Some of you might be considering at this very moment what to do with
the rest of your vacation season. If so, you should apply to the
LispNYC Summer of Lisp!
We are not giving away money, but we offer the chance to work with
great mentors on terribly exciting projects that will knock the socks
off of prospective employers, fellow coders, and in some alternate
realities, cuties at bars. There is even a job involved for one lucky
applicant! For details, read on!
What was that about a job?
Franz, a major lisp implementation vendor, wants to embed a lispy
language in Firefox as a plugin, so that people who want dynamic
webpages can use something more powerful than javascript. They want to
get someone to work on it for the summer with them out in California.
We like the project, so we are helping them get the word out.
Where can I apply?
http://www.lispnyc.org/summerofcode.html
Who is eligible?
Anyone. We will give preference, all other things being equal, to
those who commit to a lot of time, so students have a leg up there. But
anyone may apply.
Can groups join?
Of course!
If you are not giving money, then what do I get?
I run a lot better with a coach, even if he knows nothing about
running. Just having someone to help keep me motivated is a win. We
will mentor you, direct you toward problems that we know are a big
deal, and get the fruits of your labor more exposure after the project
is done.

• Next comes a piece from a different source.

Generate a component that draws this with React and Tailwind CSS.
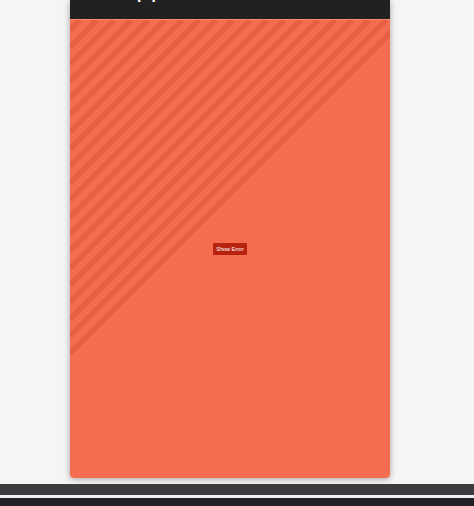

That, and T-shirts.
Will you guys teach me lisp?
Nope. But we will point you in the right direction for teaching
yourself.
What kind of projects are available?
Compiler optimization, new language implementations both of and in
lisp, libraries, porting, and whole new applications. Computer
scientists found out a while back that the lambda calculus is good for
just about everything, and lisp is one of the better approximations to
the lambda calculus out there, so it is pretty good at just about any
domain you care to consider.
I have a project that I would like to suggest and mentor.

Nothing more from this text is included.